> _THE REQUEST_
Pictures within the data are to be left out; everything else must be reproduced exactly.

> _SOURCE EXCERPT_

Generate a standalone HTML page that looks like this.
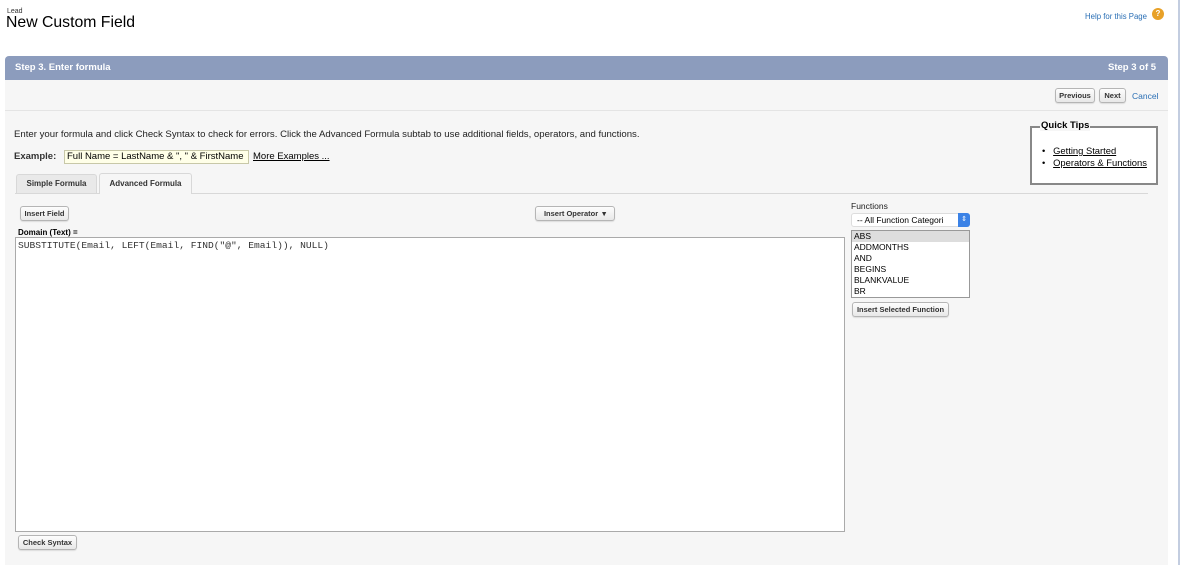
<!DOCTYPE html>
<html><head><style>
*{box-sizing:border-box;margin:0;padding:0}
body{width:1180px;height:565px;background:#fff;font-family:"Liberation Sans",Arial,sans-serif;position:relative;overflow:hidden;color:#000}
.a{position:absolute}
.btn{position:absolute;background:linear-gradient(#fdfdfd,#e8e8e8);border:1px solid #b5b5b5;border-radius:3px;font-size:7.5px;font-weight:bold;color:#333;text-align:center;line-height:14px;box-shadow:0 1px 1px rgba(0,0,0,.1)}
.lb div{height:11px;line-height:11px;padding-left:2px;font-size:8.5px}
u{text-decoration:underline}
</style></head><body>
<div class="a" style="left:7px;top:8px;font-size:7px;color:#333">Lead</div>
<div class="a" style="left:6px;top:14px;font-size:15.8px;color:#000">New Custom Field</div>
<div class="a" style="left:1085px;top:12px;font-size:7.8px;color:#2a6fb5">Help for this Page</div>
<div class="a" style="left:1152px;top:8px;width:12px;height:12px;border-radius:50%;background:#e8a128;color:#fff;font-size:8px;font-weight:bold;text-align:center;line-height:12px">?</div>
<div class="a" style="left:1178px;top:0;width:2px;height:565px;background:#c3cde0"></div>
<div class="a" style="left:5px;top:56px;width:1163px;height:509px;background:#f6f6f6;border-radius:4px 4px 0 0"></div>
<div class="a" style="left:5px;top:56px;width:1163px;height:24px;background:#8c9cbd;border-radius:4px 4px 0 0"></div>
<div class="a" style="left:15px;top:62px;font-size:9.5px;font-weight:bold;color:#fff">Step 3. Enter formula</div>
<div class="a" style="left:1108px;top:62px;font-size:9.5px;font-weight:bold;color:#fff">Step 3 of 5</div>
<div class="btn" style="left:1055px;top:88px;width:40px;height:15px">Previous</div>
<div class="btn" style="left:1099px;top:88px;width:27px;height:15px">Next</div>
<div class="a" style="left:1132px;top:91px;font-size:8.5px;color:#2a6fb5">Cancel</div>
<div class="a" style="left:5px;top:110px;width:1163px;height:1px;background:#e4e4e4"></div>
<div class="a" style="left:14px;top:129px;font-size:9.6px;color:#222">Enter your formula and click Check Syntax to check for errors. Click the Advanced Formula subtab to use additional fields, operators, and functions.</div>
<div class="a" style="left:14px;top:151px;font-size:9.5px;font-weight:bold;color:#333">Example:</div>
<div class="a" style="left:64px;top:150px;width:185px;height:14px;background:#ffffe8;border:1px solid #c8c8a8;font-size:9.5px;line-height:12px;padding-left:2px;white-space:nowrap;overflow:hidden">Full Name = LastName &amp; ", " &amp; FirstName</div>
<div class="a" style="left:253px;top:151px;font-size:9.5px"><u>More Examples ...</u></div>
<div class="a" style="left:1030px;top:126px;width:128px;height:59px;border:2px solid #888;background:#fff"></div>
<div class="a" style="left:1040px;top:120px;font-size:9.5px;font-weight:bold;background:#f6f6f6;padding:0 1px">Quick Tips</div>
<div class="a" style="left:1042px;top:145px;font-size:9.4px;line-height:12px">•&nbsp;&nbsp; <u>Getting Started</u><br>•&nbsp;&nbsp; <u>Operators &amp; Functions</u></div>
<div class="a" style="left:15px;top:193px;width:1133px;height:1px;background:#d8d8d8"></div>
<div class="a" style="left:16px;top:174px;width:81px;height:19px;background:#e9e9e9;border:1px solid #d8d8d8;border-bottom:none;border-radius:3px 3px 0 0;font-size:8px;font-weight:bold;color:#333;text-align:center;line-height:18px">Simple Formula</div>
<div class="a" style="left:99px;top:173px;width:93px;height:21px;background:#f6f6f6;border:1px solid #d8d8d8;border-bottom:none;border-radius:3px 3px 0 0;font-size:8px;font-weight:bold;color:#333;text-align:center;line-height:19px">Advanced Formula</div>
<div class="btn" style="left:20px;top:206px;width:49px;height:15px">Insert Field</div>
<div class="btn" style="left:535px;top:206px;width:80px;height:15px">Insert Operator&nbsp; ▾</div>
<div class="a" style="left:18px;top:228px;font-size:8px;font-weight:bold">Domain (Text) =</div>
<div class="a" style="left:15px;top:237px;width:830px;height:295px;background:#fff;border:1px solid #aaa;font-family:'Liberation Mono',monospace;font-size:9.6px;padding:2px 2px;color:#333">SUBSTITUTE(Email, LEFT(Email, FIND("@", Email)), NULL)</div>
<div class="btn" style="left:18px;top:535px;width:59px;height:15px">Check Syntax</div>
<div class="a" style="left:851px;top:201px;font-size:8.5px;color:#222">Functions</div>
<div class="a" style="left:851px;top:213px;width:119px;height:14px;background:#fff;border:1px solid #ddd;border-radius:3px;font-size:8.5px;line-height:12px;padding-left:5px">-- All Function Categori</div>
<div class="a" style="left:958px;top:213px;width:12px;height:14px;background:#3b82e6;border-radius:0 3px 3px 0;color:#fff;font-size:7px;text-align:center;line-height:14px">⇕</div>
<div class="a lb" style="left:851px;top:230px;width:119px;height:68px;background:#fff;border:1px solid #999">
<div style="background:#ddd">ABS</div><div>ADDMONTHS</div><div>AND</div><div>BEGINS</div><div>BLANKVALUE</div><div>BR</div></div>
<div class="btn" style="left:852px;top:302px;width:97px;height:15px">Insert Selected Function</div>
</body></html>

> _TASK OUTPUT_
Generate a standalone HTML page that looks like this.
<!DOCTYPE html>
<html><head><style>
*{box-sizing:border-box;margin:0;padding:0}
body{width:1180px;height:565px;background:#fff;font-family:"Liberation Sans",Arial,sans-serif;position:relative;overflow:hidden;color:#000}
.a{position:absolute}
.btn{position:absolute;background:linear-gradient(#fdfdfd,#e8e8e8);border:1px solid #b5b5b5;border-radius:3px;font-size:7.5px;font-weight:bold;color:#333;text-align:center;line-height:14px;box-shadow:0 1px 1px rgba(0,0,0,.1)}
.lb div{height:11px;line-height:11px;padding-left:2px;font-size:8.5px}
u{text-decoration:underline}
</style></head><body>
<div class="a" style="left:7px;top:8px;font-size:7px;color:#333">Lead</div>
<div class="a" style="left:6px;top:14px;font-size:15.8px;color:#000">New Custom Field</div>
<div class="a" style="left:1085px;top:12px;font-size:7.8px;color:#2a6fb5">Help for this Page</div>
<div class="a" style="left:1152px;top:8px;width:12px;height:12px;border-radius:50%;background:#e8a128;color:#fff;font-size:8px;font-weight:bold;text-align:center;line-height:12px">?</div>
<div class="a" style="left:1178px;top:0;width:2px;height:565px;background:#c3cde0"></div>
<div class="a" style="left:5px;top:56px;width:1163px;height:509px;background:#f6f6f6;border-radius:4px 4px 0 0"></div>
<div class="a" style="left:5px;top:56px;width:1163px;height:24px;background:#8c9cbd;border-radius:4px 4px 0 0"></div>
<div class="a" style="left:15px;top:62px;font-size:9.5px;font-weight:bold;color:#fff">Step 3. Enter formula</div>
<div class="a" style="left:1108px;top:62px;font-size:9.5px;font-weight:bold;color:#fff">Step 3 of 5</div>
<div class="btn" style="left:1055px;top:88px;width:40px;height:15px">Previous</div>
<div class="btn" style="left:1099px;top:88px;width:27px;height:15px">Next</div>
<div class="a" style="left:1132px;top:91px;font-size:8.5px;color:#2a6fb5">Cancel</div>
<div class="a" style="left:5px;top:110px;width:1163px;height:1px;background:#e4e4e4"></div>
<div class="a" style="left:14px;top:129px;font-size:9.6px;color:#222">Enter your formula and click Check Syntax to check for errors. Click the Advanced Formula subtab to use additional fields, operators, and functions.</div>
<div class="a" style="left:14px;top:151px;font-size:9.5px;font-weight:bold;color:#333">Example:</div>
<div class="a" style="left:64px;top:150px;width:185px;height:14px;background:#ffffe8;border:1px solid #c8c8a8;font-size:9.5px;line-height:12px;padding-left:2px;white-space:nowrap;overflow:hidden">Full Name = LastName &amp; ", " &amp; FirstName</div>
<div class="a" style="left:253px;top:151px;font-size:9.5px"><u>More Examples ...</u></div>
<div class="a" style="left:1030px;top:126px;width:128px;height:59px;border:2px solid #888;background:#fff"></div>
<div class="a" style="left:1040px;top:120px;font-size:9.5px;font-weight:bold;background:#f6f6f6;padding:0 1px">Quick Tips</div>
<div class="a" style="left:1042px;top:145px;font-size:9.4px;line-height:12px">•&nbsp;&nbsp; <u>Getting Started</u><br>•&nbsp;&nbsp; <u>Operators &amp; Functions</u></div>
<div class="a" style="left:15px;top:193px;width:1133px;height:1px;background:#d8d8d8"></div>
<div class="a" style="left:16px;top:174px;width:81px;height:19px;background:#e9e9e9;border:1px solid #d8d8d8;border-bottom:none;border-radius:3px 3px 0 0;font-size:8px;font-weight:bold;color:#333;text-align:center;line-height:18px">Simple Formula</div>
<div class="a" style="left:99px;top:173px;width:93px;height:21px;background:#f6f6f6;border:1px solid #d8d8d8;border-bottom:none;border-radius:3px 3px 0 0;font-size:8px;font-weight:bold;color:#333;text-align:center;line-height:19px">Advanced Formula</div>
<div class="btn" style="left:20px;top:206px;width:49px;height:15px">Insert Field</div>
<div class="btn" style="left:535px;top:206px;width:80px;height:15px">Insert Operator&nbsp; ▾</div>
<div class="a" style="left:18px;top:228px;font-size:8px;font-weight:bold">Domain (Text) =</div>
<div class="a" style="left:15px;top:237px;width:830px;height:295px;background:#fff;border:1px solid #aaa;font-family:'Liberation Mono',monospace;font-size:9.6px;padding:2px 2px;color:#333">SUBSTITUTE(Email, LEFT(Email, FIND("@", Email)), NULL)</div>
<div class="btn" style="left:18px;top:535px;width:59px;height:15px">Check Syntax</div>
<div class="a" style="left:851px;top:201px;font-size:8.5px;color:#222">Functions</div>
<div class="a" style="left:851px;top:213px;width:119px;height:14px;background:#fff;border:1px solid #ddd;border-radius:3px;font-size:8.5px;line-height:12px;padding-left:5px">-- All Function Categori</div>
<div class="a" style="left:958px;top:213px;width:12px;height:14px;background:#3b82e6;border-radius:0 3px 3px 0;color:#fff;font-size:7px;text-align:center;line-height:14px">⇕</div>
<div class="a lb" style="left:851px;top:230px;width:119px;height:68px;background:#fff;border:1px solid #999">
<div style="background:#ddd">ABS</div><div>ADDMONTHS</div><div>AND</div><div>BEGINS</div><div>BLANKVALUE</div><div>BR</div></div>
<div class="btn" style="left:852px;top:302px;width:97px;height:15px">Insert Selected Function</div>
</body></html>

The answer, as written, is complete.